A couple of months ago I accidentaly run into lectures about Machine Learning and they immediately took my attention. Since that time I have seen couple of online lectures about Machine Learning. I also saw some videos how machine learning can be applied in robotics and I got so excited about this field that I bought Lego Mindstorms EV3 robot and decided to write some cool algorithm that would prove that robots can learn based on experience (but this is an another story I will share with you in the next post). Today, I’m going to very briefly explain what machine learning is and then I will let you know about great sources where you can learn everything you need to build your own learning algorithms.
We all interact with systems that use machine learning in some degree. You can think about these examples:
- Handwriting recognition – How would you solve this problem? It’s hard to imagine that you could write a program that would try to cover all possible styles people all around the world write. It’s better to use an algorithm that can learn based on training examples you provide it with.
- Chess AI – Now think about when you play chess against a computer AI and imagine that you would have to write this program which plays against a human being and wins. Not a trivial problem, right? Think about how many different scenarios can occur and how would you choose the right movements in order to beat the human being. Wouldn’t it be nice to let the computer plays thousands of games against itself and let it learn based on this experience?
- Fraud – How banks find out about suspected activity with your credit card? Do you think that their programs cover all possible scenarios? No, they learn based on previously claimed cases.
- Spam filters – Many new spam e-mails are created every day and therefore impossible to maintain a list of all of them in order to filter them. Rather, we use machine learning to learns how spam e-mails look like and how they spread.
- Netflix recommendations – Netlifx has million of users and there is no way you could write a program that would make personalized recommendations for all of them. Rather you would like the system to learn based on what other people watching similar movies like.
- Other examples can be a picture recognition, driverless cars, natural language procession, …
Machine Learning was defined by Arthur Samuel in 1958 as a “field of study that gives computers the ability to learn without being explicitly programmer”.
In 1998 Tom Mitchell came up with a more scientific definition “A computer program is said to learn from experience E with respect to some task T and some performance measure P, if its performance on T, as measured by P, improves with experience E.”
Since 1958, we have developed several machine learning algorithms. There are usually grouped in to several categories. The two most famous are:
- Supervised learning algorithms – In this case you provide the algorithm with a training dataset that contains correct answers to the problem so the algorithm can use this data to learn. An example can be a spam filter which you provide with a dataset of e-mails flagged as spam and non-spam. The algorithm then learns what combination of characteristics most likely leads to an email being flagged as a spam. This would be a case of classification problem (result of the algorithm is a flag “spam” or “non-spam” – discrete value). Other example could be an algorithm that predicts stock prices based on historic data. This would be a regression problem since we are trying to predict a continuous value.
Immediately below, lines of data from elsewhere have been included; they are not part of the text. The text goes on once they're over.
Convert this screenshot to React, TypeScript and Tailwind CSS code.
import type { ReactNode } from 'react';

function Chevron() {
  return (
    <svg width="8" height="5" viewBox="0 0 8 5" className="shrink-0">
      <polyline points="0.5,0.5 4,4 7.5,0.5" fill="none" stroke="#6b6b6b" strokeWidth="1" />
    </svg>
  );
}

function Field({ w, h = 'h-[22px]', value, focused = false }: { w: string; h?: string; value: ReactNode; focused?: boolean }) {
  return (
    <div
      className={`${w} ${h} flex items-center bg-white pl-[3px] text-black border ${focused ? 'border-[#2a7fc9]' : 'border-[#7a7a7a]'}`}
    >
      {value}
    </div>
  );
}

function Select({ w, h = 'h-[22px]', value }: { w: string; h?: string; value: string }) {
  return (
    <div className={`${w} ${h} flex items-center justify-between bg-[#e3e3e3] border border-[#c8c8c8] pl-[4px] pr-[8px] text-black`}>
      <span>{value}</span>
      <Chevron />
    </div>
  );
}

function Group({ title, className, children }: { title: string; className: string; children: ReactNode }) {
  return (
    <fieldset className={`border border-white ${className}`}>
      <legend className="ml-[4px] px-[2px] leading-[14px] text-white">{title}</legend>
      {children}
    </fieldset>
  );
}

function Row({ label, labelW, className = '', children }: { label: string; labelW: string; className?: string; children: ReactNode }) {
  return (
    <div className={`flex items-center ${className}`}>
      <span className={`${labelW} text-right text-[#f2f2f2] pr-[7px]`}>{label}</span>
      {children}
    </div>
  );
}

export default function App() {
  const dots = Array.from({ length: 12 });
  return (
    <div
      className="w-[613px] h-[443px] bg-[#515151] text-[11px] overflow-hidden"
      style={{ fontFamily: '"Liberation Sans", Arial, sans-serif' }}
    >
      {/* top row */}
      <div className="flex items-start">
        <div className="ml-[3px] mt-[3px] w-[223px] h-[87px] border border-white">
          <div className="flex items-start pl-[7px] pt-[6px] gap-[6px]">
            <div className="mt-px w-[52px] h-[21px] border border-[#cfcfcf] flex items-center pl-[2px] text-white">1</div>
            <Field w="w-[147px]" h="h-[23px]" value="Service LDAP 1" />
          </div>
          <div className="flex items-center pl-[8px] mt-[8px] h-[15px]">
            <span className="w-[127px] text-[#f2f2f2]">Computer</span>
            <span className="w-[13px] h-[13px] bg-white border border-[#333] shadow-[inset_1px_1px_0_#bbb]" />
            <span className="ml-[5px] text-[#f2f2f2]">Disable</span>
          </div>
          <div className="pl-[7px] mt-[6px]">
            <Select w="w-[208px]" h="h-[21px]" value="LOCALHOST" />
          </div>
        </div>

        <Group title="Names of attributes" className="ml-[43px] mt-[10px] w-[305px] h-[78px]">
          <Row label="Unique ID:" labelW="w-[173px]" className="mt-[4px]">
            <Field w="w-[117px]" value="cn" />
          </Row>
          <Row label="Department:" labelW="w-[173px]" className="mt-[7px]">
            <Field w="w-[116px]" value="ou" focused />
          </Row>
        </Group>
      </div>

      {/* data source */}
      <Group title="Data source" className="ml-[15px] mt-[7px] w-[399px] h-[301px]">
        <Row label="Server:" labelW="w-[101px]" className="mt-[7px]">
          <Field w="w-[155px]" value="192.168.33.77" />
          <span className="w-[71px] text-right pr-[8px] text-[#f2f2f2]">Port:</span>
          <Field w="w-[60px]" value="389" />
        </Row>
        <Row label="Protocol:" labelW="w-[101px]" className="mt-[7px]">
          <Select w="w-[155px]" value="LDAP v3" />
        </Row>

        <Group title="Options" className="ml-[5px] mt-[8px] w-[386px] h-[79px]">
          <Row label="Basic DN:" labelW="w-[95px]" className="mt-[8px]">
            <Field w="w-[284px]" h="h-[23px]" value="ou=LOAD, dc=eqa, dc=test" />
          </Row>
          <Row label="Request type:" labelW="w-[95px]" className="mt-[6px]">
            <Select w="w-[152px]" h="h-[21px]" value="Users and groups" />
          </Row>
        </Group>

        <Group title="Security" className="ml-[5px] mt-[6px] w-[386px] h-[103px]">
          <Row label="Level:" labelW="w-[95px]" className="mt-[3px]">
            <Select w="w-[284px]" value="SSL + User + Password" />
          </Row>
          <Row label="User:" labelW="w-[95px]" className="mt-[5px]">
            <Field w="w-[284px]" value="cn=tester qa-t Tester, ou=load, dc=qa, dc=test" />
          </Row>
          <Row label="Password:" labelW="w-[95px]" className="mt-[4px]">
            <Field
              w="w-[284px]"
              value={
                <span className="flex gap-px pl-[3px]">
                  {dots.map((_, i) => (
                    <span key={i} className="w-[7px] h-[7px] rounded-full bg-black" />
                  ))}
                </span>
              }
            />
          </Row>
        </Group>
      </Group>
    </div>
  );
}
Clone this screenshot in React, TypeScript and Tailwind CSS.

- Unsupervised learning algorithms – With this kind of algorithms we let the computer learn it by itself. You don’t provide the algorithm with a training dataset that contains correct answers to the problem. On the contrary, you let the algorithm find some structure in the data. An example can be a clustering algorithm that put friends from your social network into several categories based on similarities they share with each other.
I’m not going deeper into the topic and rather will tell about great sources where you can learn more about machine learning.
Probably the best learning source is the Machine Learning course from Stanford University taught by Andrew Ng. You can find recorded lectures with all other materials at coursera (which was btw co-founded by Andrew). I personally recommend this one since Andrew’s explanations are easy to understand and are very practically oriented so you actually write and apply several machine learning algorithms during his lectures. Moreover, cloudera streaming platform provides you with great features as subtitles in several languages, interactive quizzes, and ability to change playback speed. Also you get an access to the community of people that can help you to answer your questions. In the end, you can receive a certification of completion in case you get more than 80% of all possible points from assignments.
Other good source is the book Learning from Data written by Caltech professor Yaser S. Abu-Mostafa. This book is a very a good starting point for beginners (and has only around 200 pages). If you want to get more detailed into the field, you can also watch Yaser’s youtube videos.